Thursday, April 17, 2014

Why I can't help PMs, Sales People, or Marketing folks negotiate

Occasionally, I'll get a sales person, product manager or program manager, or even a marketing person ask me to help negotiate their compensation package. With one exception, I invariably turn all of them down. The reason is this: negotiate is a core skill for product managers, program managers or sales people, while the core skill for engineers is being able to design and code, with negotiation being secondary. In fact, one of the ways an engineering manager adds value to an engineering team is negotiating on their behalf with other engineers and with product management and/or UI designers.

If you look at how we train engineers, it's pretty clear that negotiation is out of the picture. Engineering exams aren't graded on style, readability, or collaboration. They're graded on correctness of solution, ability to apply principles and data structures to new areas, and of course, whether or not your project works. What negotiation there is in the engineering curriculum is informal: you might be asked to work in teams to turn in your homework (as a former instructor, I can say with confidence that this is usually so that we only have CLASS_SIZE/N papers/projects to grade, rather than CLASS_SIZE). As a result, engineers are singularly unprepared to negotiate their compensation in a way that sales people, PMs, or marketing types are not.

There's also a fairly subtle effect going on when engineers negotiate their compensation package. Most engineers are in a position to find a new job only because they're unhappy with their old one. Why are they unhappy? Usually it's because the old position did not make full use of their abilities: either they've been stuck in a junior position for years (I've heard horror stories about engineers at Google being stuck at SWE 3 for 5 years, despite performing way better than their grade), or because they've not been given raises, or both. In these cases, usually the managers have consciously or unconsciously beaten down their egos and repeated told the engineers that they're not worth much in the market. One of the things I do is to get such engineers to interview and receive multiple offers. The change is almost immediately visible in such candidates: they gain confidence as they realize that they are valuable employees, and this has an effect when they negotiate. The extra confidence enables them to negotiate and get better deals from their employers.
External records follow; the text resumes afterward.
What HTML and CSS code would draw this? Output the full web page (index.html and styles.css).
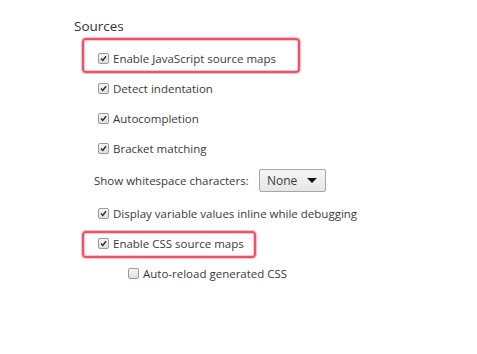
FILE: index.html
```html
<!DOCTYPE html>
<html lang="en">
<head>
    <meta charset="UTF-8">
    <meta name="viewport" content="width=device-width, initial-scale=1.0">
    <title>Settings - Sources</title>
    <link rel="stylesheet" href="styles.css">
</head>
<body>
    <div class="panel">
        <h2>Sources</h2>

        <div class="options">
            <label class="row marked marked-js">
                <span class="box checked"><svg viewBox="0 0 11 11"><path d="M2.5 5.6 L4.6 7.8 L8.6 2.8" /></svg></span>
                Enable JavaScript source maps
            </label>
            <label class="row">
                <span class="box checked"><svg viewBox="0 0 11 11"><path d="M2.5 5.6 L4.6 7.8 L8.6 2.8" /></svg></span>
                Detect indentation
            </label>
            <label class="row">
                <span class="box checked"><svg viewBox="0 0 11 11"><path d="M2.5 5.6 L4.6 7.8 L8.6 2.8" /></svg></span>
                Autocompletion
            </label>
            <label class="row">
                <span class="box checked"><svg viewBox="0 0 11 11"><path d="M2.5 5.6 L4.6 7.8 L8.6 2.8" /></svg></span>
                Bracket matching
            </label>

            <div class="row select-row">
                <span class="select-label">Show whitespace characters:</span>
                <div class="select">
                    <span>None</span>
                    <span class="arrow"></span>
                </div>
            </div>

            <label class="row">
                <span class="box checked"><svg viewBox="0 0 11 11"><path d="M2.5 5.6 L4.6 7.8 L8.6 2.8" /></svg></span>
                Display variable values inline while debugging
            </label>
            <label class="row marked marked-css">
                <span class="box checked"><svg viewBox="0 0 11 11"><path d="M2.5 5.6 L4.6 7.8 L8.6 2.8" /></svg></span>
                Enable CSS source maps
            </label>
            <label class="row sub">
                <span class="box"></span>
                Auto-reload generated CSS
            </label>
        </div>
    </div>
</body>
</html>
```

FILE: styles.css
```css
/* Global */
body {
    margin: 0;
    padding: 0;
    background: #fff;
    font-family: 'Open Sans', 'Noto Sans', sans-serif;
    color: #333;
}

.panel {
    padding: 16px 0 0 74px;
}

h2 {
    margin: 0;
    font-size: 13.5px;
    font-weight: normal;
    line-height: 20px;
    color: #333;
}

/* Option rows */
.options {
    margin-top: 7px;
    display: flex;
    flex-direction: column;
}

.row {
    position: relative;
    display: flex;
    align-items: center;
    height: 30px;
    padding-left: 24px;
    font-size: 11.5px;
    color: #3a3a3a;
    white-space: nowrap;
}

.row.sub {
    padding-left: 54px;
}

/* Checkbox */
.box {
    width: 11px;
    height: 11px;
    box-sizing: border-box;
    border: 1px solid #9a9a9a;
    border-radius: 2px;
    background: linear-gradient(#f6f6f6, #dedede);
    margin-right: 4px;
    display: flex;
}

.box svg {
    width: 100%;
    height: 100%;
}

.box svg path {
    fill: none;
    stroke: #2a2a2a;
    stroke-width: 1.7;
}

/* Select row */
.select-row {
    height: 35px;
    padding-left: 20px;
}

.select-label {
    width: 165px;
}

.select {
    width: 67px;
    height: 23px;
    box-sizing: border-box;
    border: 1px solid #a6a6a6;
    border-radius: 2px;
    background: linear-gradient(#f5f5f5, #e6e6e6);
    display: flex;
    align-items: center;
    justify-content: space-between;
    padding: 0 8px 0 7px;
    font-size: 12px;
}

.arrow {
    width: 0;
    height: 0;
    border-left: 5px solid transparent;
    border-right: 5px solid transparent;
    border-top: 5px solid #111;
}

/* Red annotation outlines */
.marked::after {
    content: "";
    position: absolute;
    left: 8px;
    border: 2px solid rgba(236, 50, 75, 0.85);
    border-radius: 4px;
    box-shadow: 0 0 1px 1px rgba(240, 100, 120, 0.45), inset 0 0 1px 1px rgba(240, 100, 120, 0.4);
    box-sizing: border-box;
}

.marked-js::after {
    top: -5px;
    width: 218px;
    height: 35px;
}

.marked-css::after {
    top: 3px;
    width: 174px;
    height: 27px;
}
```
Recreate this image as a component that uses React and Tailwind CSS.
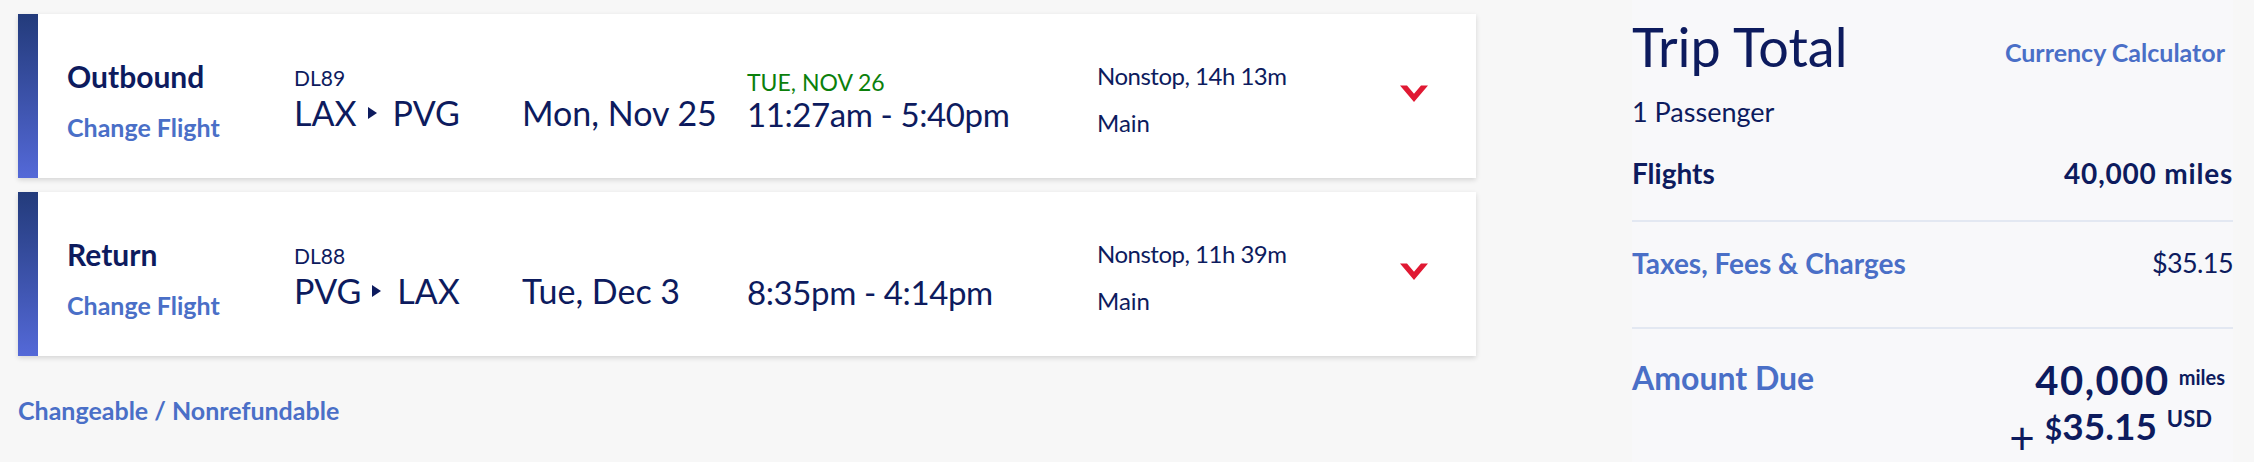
const flights = [
  {
    label: "Outbound",
    number: "DL89",
    from: "LAX",
    to: "PVG",
    date: "Mon, Nov 25",
    arrival: "TUE, NOV 26",
    time: "11:27am - 5:40pm",
    duration: "Nonstop, 14h 13m",
    cabin: "Main",
  },
  {
    label: "Return",
    number: "DL88",
    from: "PVG",
    to: "LAX",
    date: "Tue, Dec 3",
    arrival: null,
    time: "8:35pm - 4:14pm",
    duration: "Nonstop, 11h 39m",
    cabin: "Main",
  },
];

const Chevron = () => (
  <svg width="28" height="17" viewBox="0 0 28 17">
    <polygon points="0,0.5 7,0.5 14,8.8 21,0.5 28,0.5 14,17" fill="#e01933" />
  </svg>
);

const Arrow = () => (
  <svg width="9" height="12" viewBox="0 0 9 12" className="ml-[11px] mr-[16px]">
    <polygon points="0,0 9,6 0,12" fill="#0d1b5e" />
  </svg>
);

const FlightCard = ({ f }) => (
  <div className="flex h-[164px] bg-white shadow-[0_2px_5px_rgba(0,0,0,0.14)]">
    {/* Accent bar */}
    <div className="w-[20px] shrink-0 bg-gradient-to-b from-[#233b7b] to-[#5469d8]" />

    <div className="flex items-start pl-[29px] text-[#0d1b5e]">
      <div className="w-[227px] pt-[47px]">
        <div className="text-[30px] font-bold leading-none">{f.label}</div>
        <div className="mt-[24px] text-[25px] font-bold leading-none text-[#4a6fc7]">
          Change Flight
        </div>
      </div>

      <div className="w-[228px] pt-[53px]">
        <div className="text-[21px] leading-none">{f.number}</div>
        <div className="mt-[8px] flex items-center text-[34px] leading-none">
          <span>{f.from}</span>
          <Arrow />
          <span>{f.to}</span>
        </div>
      </div>

      <div className="w-[225px] pt-[82px] text-[34px] leading-none">{f.date}</div>

      <div className="w-[350px] pt-[57px]">
        <div className="h-[23px] text-[23px] leading-none text-[#0b800b]">{f.arrival}</div>
        <div className="mt-[4px] text-[33px] leading-none tracking-[-0.4px]">{f.time}</div>
      </div>

      <div className="w-[303px] pt-[50px]">
        <div className="text-[24px] leading-none tracking-[-0.5px]">{f.duration}</div>
        <div className="mt-[23px] text-[24px] leading-none">{f.cabin}</div>
      </div>

      <div className="pt-[71px]">
        <Chevron />
      </div>
    </div>
  </div>
);

export default function App() {
  return (
    <div
      className="flex w-[2254px] h-[462px] bg-[#f7f7f7] text-[#0d1b5e]"
      style={{ fontFamily: "Lato, 'Open Sans', sans-serif" }}
    >
      {/* Flights */}
      <div className="ml-[18px] w-[1458px] pt-[14px]">
        <div className="flex flex-col gap-[14px]">
          {flights.map((f) => (
            <FlightCard key={f.number} f={f} />
          ))}
        </div>
        <div className="mt-[39px] text-[25px] font-bold leading-[30px] text-[#4a6fc7]">
          Changeable / Nonrefundable
        </div>
      </div>

      {/* Trip total */}
      <div className="ml-[156px] w-[601px] bg-[#f8f8fa]">
        <div className="flex items-start justify-between pt-[20px]">
          <div className="text-[54px] leading-none">Trip Total</div>
          <div className="mt-[20px] mr-[8px] text-[25px] font-bold leading-none text-[#4a6fc7]">
            Currency Calculator
          </div>
        </div>
        <div className="mt-[24px] text-[27px] leading-none">1 Passenger</div>

        <div className="mt-[34px] flex justify-between text-[28px] font-bold leading-none">
          <span>Flights</span>
          <span className="tracking-[0.8px]">40,000 miles</span>
        </div>
        <div className="mt-[33px] h-[2px] bg-[#e3e8f2]" />

        <div className="mt-[27px] flex justify-between text-[28px] leading-none">
          <span className="font-bold text-[#4a6fc7]">Taxes, Fees &amp; Charges</span>
          <span className="text-[27px] tracking-[-0.6px]">$35.15</span>
        </div>
        <div className="mt-[50px] h-[2px] bg-[#e3e8f2]" />

        <div className="mt-[31px] flex items-start justify-between">
          <div className="mt-[2px] text-[32px] font-bold leading-none text-[#4a6fc7]">
            Amount Due
          </div>
          <div className="flex flex-col items-end font-bold">
            <div className="flex items-start pr-[8px]">
              <span className="text-[40px] leading-none tracking-[1.5px]">40,000</span>
              <span className="ml-[9px] mt-[7px] text-[20px] leading-none">miles</span>
            </div>
            <div className="mt-[7px] flex items-start pr-[21px]">
              <span className="mt-[8px] mr-[10px] text-[44px] font-normal leading-none">+</span>
              <span className="flex items-baseline leading-none">
                <span className="text-[30px]">$</span>
                <span className="text-[37px]">35.15</span>
              </span>
              <span className="ml-[10px] mt-[1px] text-[22px] leading-none">USD</span>
            </div>
          </div>
        </div>
      </div>
    </div>
  );
}
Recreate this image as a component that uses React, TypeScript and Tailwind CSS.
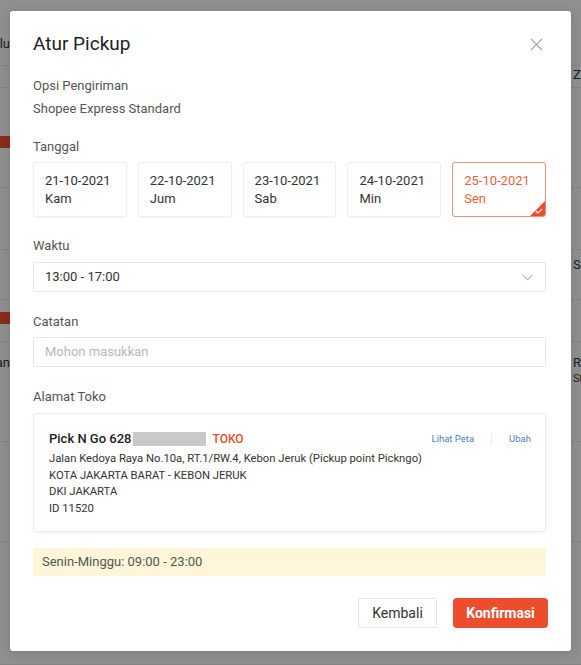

Sales people, product managers or program managers, for whatever reason, seem to be immune to such beat-downs, retaining a healthy ego even when consistently denied promotions.

My negotiation service is unique because it's an irrational thing to do. The real money in compensation negotiation is on the other side of the table. Recruiters and head hunters get 30% of your salary (i.e., your entire engineering salary for a year * 0.3) for getting you to join their client companies. That's why there's no competition for what I do. There's no engineer who'd be willing to match what corporations pay in order to get a better deal.